The story basically is about the love that grows between Devdas and his neighbor Parvati, how that love is thwarted, how Devdas finds comfort in the arms of a courtesan Chandramukhi and takes recourse to the bottle, and how, in the end, he dies an alcoholic.

Tragic love appeals to the soul, for whatever reason, but I came to know only recently that the author was just 17 when he wrote Devdas. Obviously, Sarat Chandra was a genius; besides, the novel is set in a particular time and space when there was need for massive social reforms.

Self-pity

Today, I have little patience with the storyline because, rightly or wrongly, it seems like a pitch to justify heavy drinking because one has lost the girl. And in my book, drowning yourself in alcohol because you feel sorry for yourself has never passed muster. Devdas was okay for its time, but is unacceptable today.

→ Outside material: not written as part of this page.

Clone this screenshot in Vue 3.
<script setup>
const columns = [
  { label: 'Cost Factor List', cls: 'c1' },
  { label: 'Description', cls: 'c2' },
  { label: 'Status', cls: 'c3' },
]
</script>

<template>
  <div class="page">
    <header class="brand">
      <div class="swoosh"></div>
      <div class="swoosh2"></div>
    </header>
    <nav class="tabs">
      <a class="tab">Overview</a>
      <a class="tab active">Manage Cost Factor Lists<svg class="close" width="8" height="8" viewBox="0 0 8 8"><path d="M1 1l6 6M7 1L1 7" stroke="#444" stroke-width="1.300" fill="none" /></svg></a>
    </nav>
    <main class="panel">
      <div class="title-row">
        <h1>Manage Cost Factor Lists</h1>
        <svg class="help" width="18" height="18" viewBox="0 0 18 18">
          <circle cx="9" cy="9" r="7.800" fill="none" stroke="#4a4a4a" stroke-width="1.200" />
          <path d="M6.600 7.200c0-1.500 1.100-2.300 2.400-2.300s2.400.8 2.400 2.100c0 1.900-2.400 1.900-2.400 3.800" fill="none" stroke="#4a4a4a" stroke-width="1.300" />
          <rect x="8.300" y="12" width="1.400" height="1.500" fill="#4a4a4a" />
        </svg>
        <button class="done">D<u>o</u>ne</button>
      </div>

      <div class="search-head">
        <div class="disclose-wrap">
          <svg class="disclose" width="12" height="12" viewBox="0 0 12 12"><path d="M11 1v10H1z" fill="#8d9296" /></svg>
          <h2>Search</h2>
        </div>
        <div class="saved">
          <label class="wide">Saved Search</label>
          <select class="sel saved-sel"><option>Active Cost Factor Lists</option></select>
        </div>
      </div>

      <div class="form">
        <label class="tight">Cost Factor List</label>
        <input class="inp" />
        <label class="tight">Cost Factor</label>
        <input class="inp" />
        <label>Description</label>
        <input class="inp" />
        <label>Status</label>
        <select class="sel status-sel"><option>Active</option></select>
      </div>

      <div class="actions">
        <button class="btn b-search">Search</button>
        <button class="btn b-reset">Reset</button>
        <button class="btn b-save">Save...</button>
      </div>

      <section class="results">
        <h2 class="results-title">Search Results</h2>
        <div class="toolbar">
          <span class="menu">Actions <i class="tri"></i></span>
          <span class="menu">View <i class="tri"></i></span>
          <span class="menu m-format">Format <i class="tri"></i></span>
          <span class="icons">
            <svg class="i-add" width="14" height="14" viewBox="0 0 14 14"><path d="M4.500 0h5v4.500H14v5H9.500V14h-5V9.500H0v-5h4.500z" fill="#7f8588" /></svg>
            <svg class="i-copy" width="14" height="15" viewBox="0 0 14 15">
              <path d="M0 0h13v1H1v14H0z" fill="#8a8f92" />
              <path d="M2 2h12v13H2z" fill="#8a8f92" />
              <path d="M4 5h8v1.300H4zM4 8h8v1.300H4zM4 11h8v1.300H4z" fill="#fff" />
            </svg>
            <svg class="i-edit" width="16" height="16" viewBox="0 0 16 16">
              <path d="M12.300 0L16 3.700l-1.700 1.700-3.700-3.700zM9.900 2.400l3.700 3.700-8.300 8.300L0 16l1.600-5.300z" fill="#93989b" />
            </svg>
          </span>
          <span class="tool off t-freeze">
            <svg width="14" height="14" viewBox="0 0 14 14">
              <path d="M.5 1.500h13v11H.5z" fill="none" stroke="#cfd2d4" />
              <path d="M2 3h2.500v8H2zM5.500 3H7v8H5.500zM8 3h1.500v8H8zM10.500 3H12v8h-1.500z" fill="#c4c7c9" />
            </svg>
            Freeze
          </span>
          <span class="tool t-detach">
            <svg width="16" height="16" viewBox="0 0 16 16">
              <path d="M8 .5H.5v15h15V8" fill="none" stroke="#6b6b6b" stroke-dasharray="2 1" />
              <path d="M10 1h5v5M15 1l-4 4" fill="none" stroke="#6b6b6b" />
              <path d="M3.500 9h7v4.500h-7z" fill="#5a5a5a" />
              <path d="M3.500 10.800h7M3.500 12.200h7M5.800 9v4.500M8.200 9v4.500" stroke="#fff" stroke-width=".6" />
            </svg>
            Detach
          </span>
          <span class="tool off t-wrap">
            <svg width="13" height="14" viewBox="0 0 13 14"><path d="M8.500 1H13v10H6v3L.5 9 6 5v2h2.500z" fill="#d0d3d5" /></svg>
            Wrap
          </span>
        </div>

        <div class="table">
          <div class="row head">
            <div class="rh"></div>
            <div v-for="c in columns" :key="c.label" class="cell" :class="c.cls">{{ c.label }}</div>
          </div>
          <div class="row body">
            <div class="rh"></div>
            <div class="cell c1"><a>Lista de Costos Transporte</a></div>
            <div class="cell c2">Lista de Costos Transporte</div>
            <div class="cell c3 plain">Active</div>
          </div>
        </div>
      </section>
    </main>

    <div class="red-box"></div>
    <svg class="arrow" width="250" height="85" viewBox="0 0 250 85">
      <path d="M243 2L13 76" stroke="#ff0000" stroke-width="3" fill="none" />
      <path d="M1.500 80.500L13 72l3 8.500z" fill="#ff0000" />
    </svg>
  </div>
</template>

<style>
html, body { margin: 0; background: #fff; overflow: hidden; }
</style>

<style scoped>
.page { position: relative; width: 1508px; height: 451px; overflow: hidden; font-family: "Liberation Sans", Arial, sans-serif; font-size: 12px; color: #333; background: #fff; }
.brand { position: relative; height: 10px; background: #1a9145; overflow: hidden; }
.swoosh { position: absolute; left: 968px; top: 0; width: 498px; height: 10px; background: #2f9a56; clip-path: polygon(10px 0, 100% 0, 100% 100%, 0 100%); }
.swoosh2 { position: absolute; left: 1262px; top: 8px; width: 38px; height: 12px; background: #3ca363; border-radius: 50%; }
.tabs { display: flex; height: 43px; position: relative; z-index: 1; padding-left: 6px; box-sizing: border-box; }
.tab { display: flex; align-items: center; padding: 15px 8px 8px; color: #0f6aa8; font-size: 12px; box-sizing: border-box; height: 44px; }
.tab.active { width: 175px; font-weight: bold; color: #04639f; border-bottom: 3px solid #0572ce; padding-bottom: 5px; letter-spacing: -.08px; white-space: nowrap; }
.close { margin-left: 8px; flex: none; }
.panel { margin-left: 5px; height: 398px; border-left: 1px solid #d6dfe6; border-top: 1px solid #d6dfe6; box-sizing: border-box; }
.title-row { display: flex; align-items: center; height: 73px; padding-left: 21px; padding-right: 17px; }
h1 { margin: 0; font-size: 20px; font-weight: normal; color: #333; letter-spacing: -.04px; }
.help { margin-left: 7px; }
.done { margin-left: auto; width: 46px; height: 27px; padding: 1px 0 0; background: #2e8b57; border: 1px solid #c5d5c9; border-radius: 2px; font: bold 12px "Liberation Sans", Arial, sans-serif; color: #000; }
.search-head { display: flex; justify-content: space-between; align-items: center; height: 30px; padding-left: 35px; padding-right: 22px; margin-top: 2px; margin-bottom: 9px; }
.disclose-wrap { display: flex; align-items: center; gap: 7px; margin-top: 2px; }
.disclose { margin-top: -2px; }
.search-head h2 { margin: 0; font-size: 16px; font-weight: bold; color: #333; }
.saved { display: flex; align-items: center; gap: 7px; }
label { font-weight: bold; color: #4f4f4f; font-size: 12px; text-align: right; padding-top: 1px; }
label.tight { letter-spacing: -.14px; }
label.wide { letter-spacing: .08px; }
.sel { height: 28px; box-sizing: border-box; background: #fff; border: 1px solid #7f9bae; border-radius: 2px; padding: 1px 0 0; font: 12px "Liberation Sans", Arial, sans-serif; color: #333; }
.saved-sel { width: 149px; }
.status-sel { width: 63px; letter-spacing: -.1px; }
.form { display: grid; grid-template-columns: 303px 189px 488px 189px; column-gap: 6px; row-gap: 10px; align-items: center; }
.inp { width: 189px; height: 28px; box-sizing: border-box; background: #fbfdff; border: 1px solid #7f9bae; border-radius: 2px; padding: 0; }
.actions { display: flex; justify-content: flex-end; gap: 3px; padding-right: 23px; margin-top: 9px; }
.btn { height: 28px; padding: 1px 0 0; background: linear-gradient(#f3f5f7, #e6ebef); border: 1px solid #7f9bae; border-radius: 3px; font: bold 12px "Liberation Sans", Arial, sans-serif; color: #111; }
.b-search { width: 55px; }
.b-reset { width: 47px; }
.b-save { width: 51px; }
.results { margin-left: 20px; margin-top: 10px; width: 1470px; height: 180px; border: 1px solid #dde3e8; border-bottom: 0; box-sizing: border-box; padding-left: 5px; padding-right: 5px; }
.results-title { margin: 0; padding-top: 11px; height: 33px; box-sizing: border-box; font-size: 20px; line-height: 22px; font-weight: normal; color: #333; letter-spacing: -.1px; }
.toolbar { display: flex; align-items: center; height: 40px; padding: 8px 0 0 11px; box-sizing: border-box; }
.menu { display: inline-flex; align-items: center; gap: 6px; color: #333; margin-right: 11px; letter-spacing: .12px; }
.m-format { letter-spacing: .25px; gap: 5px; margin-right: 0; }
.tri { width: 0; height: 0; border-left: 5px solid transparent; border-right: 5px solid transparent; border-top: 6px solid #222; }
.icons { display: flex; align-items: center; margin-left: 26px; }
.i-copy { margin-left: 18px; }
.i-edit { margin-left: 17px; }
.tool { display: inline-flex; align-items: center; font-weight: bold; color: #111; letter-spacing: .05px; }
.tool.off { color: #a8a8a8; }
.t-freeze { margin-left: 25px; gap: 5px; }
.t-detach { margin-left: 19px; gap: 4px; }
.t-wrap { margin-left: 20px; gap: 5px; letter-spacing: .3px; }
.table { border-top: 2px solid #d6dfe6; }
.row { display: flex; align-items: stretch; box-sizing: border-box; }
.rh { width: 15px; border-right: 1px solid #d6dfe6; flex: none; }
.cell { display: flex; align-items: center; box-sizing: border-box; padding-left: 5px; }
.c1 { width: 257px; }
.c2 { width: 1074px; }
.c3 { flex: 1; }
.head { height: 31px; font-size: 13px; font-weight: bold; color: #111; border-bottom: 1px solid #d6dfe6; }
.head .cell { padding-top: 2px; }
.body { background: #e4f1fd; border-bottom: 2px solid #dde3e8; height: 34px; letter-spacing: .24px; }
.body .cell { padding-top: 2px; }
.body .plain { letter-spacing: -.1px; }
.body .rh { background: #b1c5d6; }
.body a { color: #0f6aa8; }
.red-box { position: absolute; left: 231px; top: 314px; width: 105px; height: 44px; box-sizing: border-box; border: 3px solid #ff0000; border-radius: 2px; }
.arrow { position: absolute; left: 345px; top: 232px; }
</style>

Look at what’s happening: Young people all over the country think nothing of jumping off bridges or under trains or hanging from the fan or popping bottles of pills or glugging poisonous liquids at age 17, 18, 19, 20 — all because they think their grand love lies about their feet for whatever reason. Others — and it’s usually always men — hit the bottle. Ranged on the other side, of course, there are the courts of injustice comprising the likes of societal pressure, caste issues, class concerns, khap panchayats, honour killing, and a whole host of words with warped interpretations.

Seeking help

Of course, the reality is that some of us are simply wired this way. We can’t help ourselves, but we can seek help. We must, or we must help each other seek help. Yet no one can be given help if they don’t want it. There’s pride, there’s folly, there’s ignorance, there’s confusion, there’s lack of knowledge, there’s loneliness, there’s shame, there’s injustice, there’s silence. There are many reasons help cannot or does not reach.

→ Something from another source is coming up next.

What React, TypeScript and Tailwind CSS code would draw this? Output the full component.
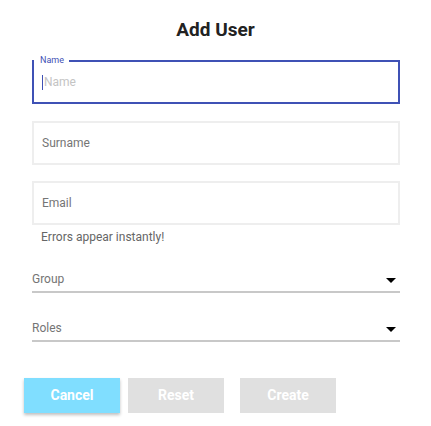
import React from 'react';

const Caret = () => (
  <svg width="10" height="5" viewBox="0 0 10 5" className="mr-[4px]">
    <path d="M0 0 L10 0 L5 5 Z" fill="#000" />
  </svg>
);

const App = () => {
  return (
    <div className="w-[431px] h-[426px] bg-white font-['Roboto',sans-serif]">
      <h1 className="pt-[20px] h-[40px] text-center text-[19px] leading-[20px] font-bold text-[#222]">
        Add User
      </h1>

      <div className="px-[32px] pr-[31px] mt-[20px]">
        <div className="relative h-[44px] border-2 border-[#3f51b5] flex items-center pl-[8px]">
          <span className="absolute left-0 -top-[7px] bg-white pl-[6px] pr-[5px] text-[9px] leading-[10px] text-[#3f51b5]">
            Name
          </span>
          <span className="w-px h-[15px] bg-[#3f51b5] mr-px" />
          <span className="text-[12px] text-[#c4c4c4]">Name</span>
        </div>

        <div className="mt-[17px] h-[44px] border-2 border-[#eeeeee] flex items-center pl-[8px]">
          <span className="text-[12px] text-[#757575]">Surname</span>
        </div>

        <div className="mt-[16px] h-[44px] border-2 border-[#eeeeee] flex items-center pl-[8px]">
          <span className="text-[12px] text-[#757575]">Email</span>
        </div>
        <div className="pl-[9px] mt-[5px] text-[12px] leading-[14px] text-[#666]">
          Errors appear instantly!
        </div>

        <div className="mt-[25px] h-[24px] flex items-center justify-between border-b-2 border-[#c8c8c8]">
          <span className="text-[12px] text-[#757575] -mt-[2px]">Group</span>
          <Caret />
        </div>

        <div className="mt-[25px] h-[24px] flex items-center justify-between border-b-2 border-[#c8c8c8]">
          <span className="text-[12px] text-[#757575] -mt-[2px]">Roles</span>
          <Caret />
        </div>
      </div>

      <div className="flex mt-[36px] pl-[24px]">
        <button className="w-[96px] h-[35px] bg-[#80deff] text-white text-[14px] font-bold shadow-[0_2px_3px_rgba(0,0,0,0.25)]">
          Cancel
        </button>
        <button className="ml-[8px] w-[96px] h-[35px] bg-[#e0e0e0] text-white text-[14px] font-bold">
          Reset
        </button>
        <button className="ml-[16px] w-[96px] h-[35px] bg-[#e0e0e0] text-white text-[14px] font-bold">
          Create
        </button>
      </div>
    </div>
  );
};

export default App;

Which brings me back to the point: How much would the author have experienced in the first 17 years of his life? How much of life do boys and girls, men and women before, say, the age of about 25 or 26, really have the chance to experience? True, many go through unimaginable privations because of the circumstances of their birth and the lack of opportunities. Their experiences impart lessons to them that few others can ever know or learn.

But generally speaking, do we have the wisdom to take the decision to deliberately die — at any age, let alone at a young age? And that too, for an emotion such as love which, even after a lifetime, only very few lucky ones mange to understand?

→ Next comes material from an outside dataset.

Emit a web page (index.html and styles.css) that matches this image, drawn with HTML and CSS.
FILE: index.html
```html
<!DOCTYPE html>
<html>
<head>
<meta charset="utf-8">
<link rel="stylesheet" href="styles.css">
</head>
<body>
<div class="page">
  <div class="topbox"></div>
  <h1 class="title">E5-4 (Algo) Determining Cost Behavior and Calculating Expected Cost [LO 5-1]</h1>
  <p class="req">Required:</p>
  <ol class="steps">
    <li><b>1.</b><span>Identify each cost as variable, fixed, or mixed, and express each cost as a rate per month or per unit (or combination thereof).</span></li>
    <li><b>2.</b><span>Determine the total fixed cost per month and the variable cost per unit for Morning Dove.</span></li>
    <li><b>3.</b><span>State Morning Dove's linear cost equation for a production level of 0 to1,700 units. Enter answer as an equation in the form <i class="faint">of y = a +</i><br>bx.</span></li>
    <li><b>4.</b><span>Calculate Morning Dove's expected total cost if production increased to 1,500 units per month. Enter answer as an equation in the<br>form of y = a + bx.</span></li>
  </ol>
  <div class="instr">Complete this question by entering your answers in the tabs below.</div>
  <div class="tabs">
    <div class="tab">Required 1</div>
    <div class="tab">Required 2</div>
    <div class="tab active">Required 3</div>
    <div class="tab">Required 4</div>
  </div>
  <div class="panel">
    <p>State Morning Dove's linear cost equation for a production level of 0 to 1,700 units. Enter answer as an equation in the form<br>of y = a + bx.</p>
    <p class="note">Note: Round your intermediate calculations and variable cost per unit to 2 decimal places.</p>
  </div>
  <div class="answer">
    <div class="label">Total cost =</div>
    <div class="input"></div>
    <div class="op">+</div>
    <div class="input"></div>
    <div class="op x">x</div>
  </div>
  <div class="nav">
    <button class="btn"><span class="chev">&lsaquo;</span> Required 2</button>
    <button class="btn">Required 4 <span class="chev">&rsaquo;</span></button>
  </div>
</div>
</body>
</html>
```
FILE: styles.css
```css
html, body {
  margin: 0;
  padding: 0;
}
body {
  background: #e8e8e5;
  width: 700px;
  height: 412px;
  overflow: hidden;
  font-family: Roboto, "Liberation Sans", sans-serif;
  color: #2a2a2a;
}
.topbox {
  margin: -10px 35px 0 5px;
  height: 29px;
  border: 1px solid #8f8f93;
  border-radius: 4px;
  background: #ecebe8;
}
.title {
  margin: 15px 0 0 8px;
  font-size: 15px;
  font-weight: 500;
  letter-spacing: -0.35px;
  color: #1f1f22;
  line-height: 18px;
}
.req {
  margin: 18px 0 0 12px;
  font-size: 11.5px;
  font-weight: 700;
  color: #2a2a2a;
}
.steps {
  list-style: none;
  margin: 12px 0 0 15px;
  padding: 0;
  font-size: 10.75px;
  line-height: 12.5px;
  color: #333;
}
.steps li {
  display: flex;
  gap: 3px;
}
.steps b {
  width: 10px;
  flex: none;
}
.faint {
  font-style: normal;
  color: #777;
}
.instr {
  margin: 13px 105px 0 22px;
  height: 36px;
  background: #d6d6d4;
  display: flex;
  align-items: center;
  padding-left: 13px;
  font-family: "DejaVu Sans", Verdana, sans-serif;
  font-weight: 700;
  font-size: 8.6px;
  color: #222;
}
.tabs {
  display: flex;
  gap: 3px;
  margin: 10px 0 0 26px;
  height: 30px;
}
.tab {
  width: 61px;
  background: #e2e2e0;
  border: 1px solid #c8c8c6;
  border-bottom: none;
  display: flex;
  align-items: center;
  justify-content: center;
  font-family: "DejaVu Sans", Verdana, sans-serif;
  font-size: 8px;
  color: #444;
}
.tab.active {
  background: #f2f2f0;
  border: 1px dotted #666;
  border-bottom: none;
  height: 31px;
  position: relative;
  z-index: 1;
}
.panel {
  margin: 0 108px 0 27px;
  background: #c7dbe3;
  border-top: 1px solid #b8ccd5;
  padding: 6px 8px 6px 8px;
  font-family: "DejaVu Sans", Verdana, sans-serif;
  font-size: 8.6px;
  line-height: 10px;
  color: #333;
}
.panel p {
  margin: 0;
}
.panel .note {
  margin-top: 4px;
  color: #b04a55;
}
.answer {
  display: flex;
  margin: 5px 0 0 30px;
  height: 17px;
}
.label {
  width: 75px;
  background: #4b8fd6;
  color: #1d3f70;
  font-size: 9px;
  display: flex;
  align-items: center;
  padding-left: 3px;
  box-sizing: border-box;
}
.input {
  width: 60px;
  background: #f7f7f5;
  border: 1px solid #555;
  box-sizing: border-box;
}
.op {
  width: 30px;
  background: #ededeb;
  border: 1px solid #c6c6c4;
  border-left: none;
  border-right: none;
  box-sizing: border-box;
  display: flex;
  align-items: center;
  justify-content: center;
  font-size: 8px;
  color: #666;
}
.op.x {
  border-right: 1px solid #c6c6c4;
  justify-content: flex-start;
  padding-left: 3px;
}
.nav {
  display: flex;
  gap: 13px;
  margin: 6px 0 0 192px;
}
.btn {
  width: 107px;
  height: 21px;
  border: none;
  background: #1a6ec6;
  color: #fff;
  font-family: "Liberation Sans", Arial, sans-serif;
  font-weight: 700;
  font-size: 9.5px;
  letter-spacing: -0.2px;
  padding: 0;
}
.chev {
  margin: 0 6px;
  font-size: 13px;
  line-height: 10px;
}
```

Take Romeo and Juliet . They were teenagers. Their families hated each other but they fell madly in love. Despite the odds, they decided they wanted to be together, so they married secretly. In the process, several people from their respective families clashed and died. Eventually, Juliet pretends to die to escape from her family: she takes a potion whose effect is expected to last about two hours.

Romeo does not know about this. He thinks she’s dead, so he swallows poison. When Juliet wakes up, she finds him dead, so she drives a dagger into her heart. At the end of the story, there are more people dead than alive.

The story’s not very different with Heer and Ranjha, a famous story from Punjab.

Ranjha leaves home after a quarrel with his brothers and lands up in Heer’s village, where the two fall in love. But Heer is forced to marry another man and Ranjha becomes a wandering mendicant. He comes back to Heer’s village but this time, the parents consent to their marriage. On the eve of the wedding, Heer is poisoned and upon seeing her dead, Ranjha also swallows poison.

They are heart-wrenching stories, and sometimes, a good cry is what you need to flush out the toxins in the body and in the mind. In the heart too. But sometimes they can grab your soul in an iron fist and not ever let go. That’s the scary part about stories that make love out to be grand in itself.

It’s not.

It has no life on its own. It exists only in the company of compassion, forgiveness, understanding, trust, respect, humour, acceptance, maturity... Love conquers all only when and because it is supported. Without those props, it’s a passing shower that only shows up the heat.

Does this mean that sometimes we have to make decisions that seem tough but really aren’t?